Se poi aggiungiamo l’attivismo inconsulto e il “vorrei ma non posso” (leggi: far cadere Conte), di Matteo Renzi con la sua Italia Viva, il quadro è pressoché completo (i più a sinistra dello schieramento, quelli di Leu, forse perché hanno perso la speranza nel “sol dell’avvenire” e devono accontentarsi del mite Speranza, sono i più tranquilli di tutti). Tutti sembrano giocare, all’ombra del governo che appoggiano, una propria partita. E lo stesso Presidente del Consiglio, un po’ per barcamenarsi e un po’ per crearsi una fisionomia autonoma (e spendibile in futuro), sembra giocare una partita tutta sua e personale. E ciò mentre l’interesse dell’Italia sarebbe quello di programmare bene una ripresa che, economica e morale, sembra sempre più difficile stante il contesto politico in atto.
La settimana e il mese di settembre sono perciò cominciati come peggio non si poteva per la maggioranza. Lunedì mattina, affidata a Repubblica, Nicola Zingaretti ha scritto una lettera che è suonata come un vero e proprio Sos ai tanti che nel suo partito, a cominciare dagli intellettuali e dalla stampa di riferimento, compreso lo stesso quotidiano diretto da Molinari, si stanno schierando per il No al referendum di modifica costituzionale sul “taglio dei parlamentari”. Al segretario si contesta il voto parlamentare a favore (dopo tre no consecutivi nella passata legislatura), per di più concesso senza adeguate garanzie da parte dei grillini, e dello stesso Conte, a che le riforme elettorali e regolamentari chieste a “correzione” del demagogico provvedimento fossero rapidamente approvate.

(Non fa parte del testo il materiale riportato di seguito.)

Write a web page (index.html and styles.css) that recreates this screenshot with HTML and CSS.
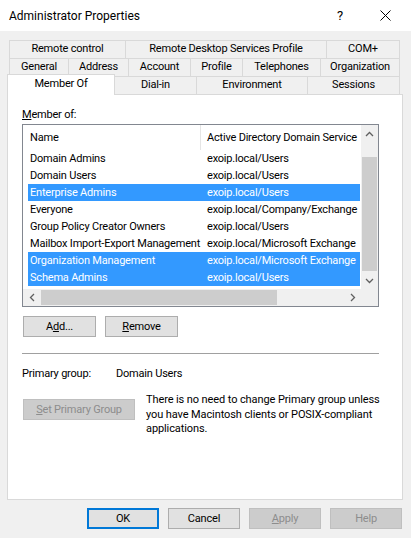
FILE: index.html
```html
<!DOCTYPE html>
<html>
<head>
<meta charset="utf-8">
<title>Administrator Properties</title>
<link rel="stylesheet" href="styles.css">
</head>
<body>
<div class="titlebar">
  <span class="title">Administrator Properties</span>
  <span class="help">?</span>
  <svg class="close" width="11" height="11" viewBox="0 0 11 11"><path d="M0.5 0.5L10.5 10.5M10.5 0.5L0.5 10.5" stroke="#000" stroke-width="1" fill="none"/></svg>
</div>

<div class="tabs">
  <div class="tabrow">
    <div class="tab w-rc">Remote control</div>
    <div class="tab w-rds">Remote Desktop Services Profile</div>
    <div class="tab w-com">COM+</div>
  </div>
  <div class="tabrow">
    <div class="tab w-gen">General</div>
    <div class="tab w-addr">Address</div>
    <div class="tab w-acc">Account</div>
    <div class="tab w-prof">Profile</div>
    <div class="tab w-tel">Telephones</div>
    <div class="tab w-org">Organization</div>
  </div>
  <div class="tabrow front">
    <div class="tab sel w-mem">Member Of</div>
    <div class="tab w-dial">Dial-in</div>
    <div class="tab w-env">Environment</div>
    <div class="tab w-ses">Sessions</div>
  </div>
</div>

<div class="panel">
  <div class="label"><u>M</u>ember of:</div>
  <div class="list">
    <div class="viewport">
      <div class="lhead">
        <div class="hc1">Name</div>
        <div class="hc2">Active Directory Domain Service</div>
      </div>
      <div class="row"><span class="n">Domain Admins</span><span class="p">exoip.local/Users</span></div>
      <div class="row"><span class="n">Domain Users</span><span class="p">exoip.local/Users</span></div>
      <div class="row sel"><span class="n">Enterprise Admins</span><span class="p">exoip.local/Users</span></div>
      <div class="row"><span class="n">Everyone</span><span class="p">exoip.local/Company/Exchange</span></div>
      <div class="row"><span class="n">Group Policy Creator Owners</span><span class="p">exoip.local/Users</span></div>
      <div class="row"><span class="n">Mailbox Import-Export Management</span><span class="p">exoip.local/Microsoft Exchange</span></div>
      <div class="row sel"><span class="n">Organization Management</span><span class="p">exoip.local/Microsoft Exchange</span></div>
      <div class="row sel"><span class="n">Schema Admins</span><span class="p">exoip.local/Users</span></div>
    </div>
    <div class="vscroll">
      <div class="sbtn"><svg width="9" height="6" viewBox="0 0 9 6"><path d="M1 5L4.5 1.5L8 5" fill="none" stroke="#606060" stroke-width="1.3"/></svg></div>
      <div class="vtrack"><div class="vthumb"></div></div>
      <div class="sbtn"><svg width="9" height="6" viewBox="0 0 9 6"><path d="M1 1L4.5 4.5L8 1" fill="none" stroke="#606060" stroke-width="1.3"/></svg></div>
    </div>
    <div class="hscroll">
      <div class="sbtn"><svg width="6" height="9" viewBox="0 0 6 9"><path d="M5 1L1.5 4.5L5 8" fill="none" stroke="#606060" stroke-width="1.3"/></svg></div>
      <div class="htrack"><div class="hthumb"></div></div>
      <div class="sbtn"><svg width="6" height="9" viewBox="0 0 6 9"><path d="M1 1L4.5 4.5L1 8" fill="none" stroke="#606060" stroke-width="1.3"/></svg></div>
    </div>
    <div class="corner"></div>
  </div>

  <div class="btnrow">
    <div class="btn">A<u>d</u>d...</div>
    <div class="btn"><u>R</u>emove</div>
  </div>

  <div class="sep"></div>

  <div class="pg">
    <span class="pglabel">Primary group:</span>
    <span>Domain Users</span>
  </div>

  <div class="setrow">
    <div class="btn dis wide"><u>S</u>et Primary Group</div>
    <div class="desc">There is no need to change Primary group unless<br>you have Macintosh clients or POSIX-compliant<br>applications.</div>
  </div>
</div>

<div class="footer">
  <div class="btn fbtn default">OK</div>
  <div class="btn fbtn">Cancel</div>
  <div class="btn fbtn dis"><u>A</u>pply</div>
  <div class="btn fbtn dis">Help</div>
</div>
</body>
</html>
```

FILE: styles.css
```css
* { box-sizing: border-box; }

html, body { margin: 0; padding: 0; }

body {
  width: 411px;
  height: 538px;
  overflow: hidden;
  background: #f0f0f0;
  color: #000;
  font-family: Roboto, "Liberation Sans", sans-serif;
  font-size: 11px;
  letter-spacing: -0.2px;
}

u { text-decoration: underline; text-underline-offset: 1px; }

/* title bar */
.titlebar {
  height: 31px;
  background: #fff;
  display: flex;
  align-items: center;
  padding-left: 9px;
  padding-right: 20px;
}
.title { flex: 1; font-size: 12px; letter-spacing: 0; }
.help { width: 12px; text-align: center; font-size: 13px; margin-right: 34px; }
.close { display: block; }

/* tabs */
.tabs { margin-top: 9px; padding-left: 9px; }
.tabrow { display: flex; height: 18px; }
.tabrow.front { align-items: flex-end; }
.tab {
  height: 18px;
  border: 1px solid #d9d9d9;
  border-bottom: none;
  border-right: none;
  background: #f0f0f0;
  text-align: center;
  line-height: 16px;
  white-space: nowrap;
}
.tab:last-child { border-right: 1px solid #d9d9d9; }
.tab.sel {
  height: 21px;
  margin: 0 0 -1px -2px;
  background: #fff;
  border-right: 1px solid #d9d9d9;
  line-height: 18px;
  position: relative;
  z-index: 1;
}
.tab.sel + .tab { border-left: none; }

.w-rc { width: 116px; }
.w-rds { width: 201px; }
.w-com { width: 74px; }
.w-gen { width: 59px; }
.w-addr { width: 60px; }
.w-acc { width: 62px; }
.w-prof { width: 52px; }
.w-tel { width: 78px; }
.w-org { width: 80px; }
.w-mem { width: 108px; }
.w-dial { width: 81px; }
.w-env { width: 111px; }
.w-ses { width: 93px; }

/* panel */
.panel {
  margin-left: 7px;
  width: 396px;
  height: 406px;
  border: 1px solid #d9d9d9;
  background: #fff;
  padding: 12px 0 0 14px;
}
.label { line-height: 15px; }

/* list view */
.list {
  margin-top: 2px;
  width: 357px;
  height: 183px;
  border: 1px solid #828790;
  display: grid;
  grid-template-columns: 338px 17px;
  grid-template-rows: 164px 17px;
}
.viewport { overflow: hidden; background: #fff; }
.lhead { display: flex; height: 25px; }
.hc1 {
  width: 178px;
  flex: none;
  padding-left: 7px;
  border-right: 1px solid #e5e5e5;
  display: flex;
  align-items: center;
}
.hc2 {
  padding-left: 6px;
  white-space: nowrap;
  display: flex;
  align-items: center;
}
.row {
  display: flex;
  height: 17px;
  line-height: 17px;
  margin-left: 5px;
  width: 332px;
  overflow: hidden;
  white-space: nowrap;
}
.row .n { width: 179px; flex: none; padding-left: 2px; }
.row .p { flex: none; }
.row.sel { background: #3399ff; color: #fff; }

.vscroll { background: #f0f0f0; display: flex; flex-direction: column; }
.sbtn { height: 17px; width: 17px; flex: none; display: flex; align-items: center; justify-content: center; }
.sbtn svg { display: block; }
.vtrack { flex: 1; display: flex; flex-direction: column; }
.vthumb { flex: 1; margin: 15px 1px 1px 1px; background: #cdcdcd; }

.hscroll { background: #f0f0f0; display: flex; }
.htrack { flex: 1; display: flex; }
.hthumb { width: 236px; margin: 1px 0 1px 1px; background: #cdcdcd; }
.corner { background: #f0f0f0; }

/* buttons */
.btn {
  width: 73px;
  height: 21px;
  border: 1px solid #adadad;
  background: #e1e1e1;
  display: flex;
  align-items: center;
  justify-content: center;
  white-space: nowrap;
}
.btn.dis { background: #cccccc; border-color: #bfbfbf; color: #8d8d8d; }
.btn.default { border-color: #0078d7; box-shadow: inset 0 0 0 1px #0078d7; }

.btnrow { display: flex; gap: 9px; margin-top: 9px; padding-left: 1px; }

.sep { width: 357px; height: 1px; background: #a0a0a0; margin-top: 16px; }

.pg { display: flex; margin-top: 12px; line-height: 15px; }
.pglabel { width: 94px; }

.setrow { display: flex; align-items: flex-start; margin-top: 12px; }
.btn.wide { width: 112px; margin-top: 6px; margin-left: 1px; flex: none; }
.desc { margin-left: 11px; line-height: 14.7px; letter-spacing: -0.1px; }

/* footer */
.footer {
  display: flex;
  justify-content: flex-end;
  gap: 9px;
  padding-right: 9px;
  margin-top: 8px;
}
.fbtn { width: 72px; }
```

Ora, prima di convocare la direzione, Zingaretti ha necessità che il testo base di riforma elettorale sia portato almeno in Commissione alla Camera. Impresa, come il resto, non facile visto il disinteresse degli altri e l’ostruzionismo di un Renzi alla perenne ricerca di uno spazio politico e di visibilità. Più in generale, a Zingaretti si contesta una scarsa presa sulle politiche del governo e una sudditanza verso Conte che riduce in pratica, agli occhi degli elettori, quello che fu un partito (anche) di idee a un gruppo di potere legato solo alle poltrone.
Da questo punto di vista, le stesse elezioni regionali del 20 e 21 settembre possono rivelarsi una catastrofe per il Partito, che potrebbe perdere addirittura sei Regioni su sette (l’unica vittoria sicura del centrosinistra, quella in Campania, se la intesterebbe un De Luca che gioca una partita tutta personale e distante se non critica verso la dirigenza centrale). Soprattutto la perdita della Toscana, storicamente “rossa”, potrebbe generare una reazione a catena che dalla leadership di Zingaretti arriverebbe ad insediare quella dello stesso Conte. Del tutto velleitario è sembrato a tal proposito l’entusiasmo manifestato dai dirigenti del Partito per il voto ferragostano sulla piattaforma Rousseau che in sostanza sembrava avere aperto la possibilità di alleanze a tutto raggio fra Pd e Cinque Stelle già per le regionali. Cosa che non solo non si è realizzata, ma che sempre più sembra improbabile anche in altre situazioni future anche per il palese processo di implosione a cui sta andando incontro il Movimento di Grillo.
E giungiamo così al secondo episodio della settimana, quello potenzialmente più deflagrante per il governo. Che nei grillini tutti fossero l’un contro l’altro armati, che Davide Casaleggio fosse sempre più isolato, che Crimi non avesse possibilità di fare il reggente, che Di Maio fosse una spina nel fianco per tutti e il vero ras, lo sapevamo. Ma che addirittura si arrivasse a una fronda contro Conte, sempre più mal sopportato, e quindi contro il governo, non era dato aspettarselo. Che dietro la deputata Dieni ci sia stata una “manina” o una “manona”, o che abbia fatto invece tutto da sola, poco importa. Il dato politico è evidente: ben cinquanta deputati hanno firmato il suo emendamento e altrettanti, o quasi, non si sono presentati al voto di fiducia posto da Conte. Intanto, un’altra deputata, la siciliana Aiello, abbandona il Movimento. Basterà la vittoria del sì a ricucire un po’ di pezzi in casa pentastellata? E fino a quando durerà la ricucitura? Il paradosso politico potrebbe diventare un incubo per il Paese, che mai come in questo momento avrebbe bisogno di un governo e di una maggioranza forti e autorevoli.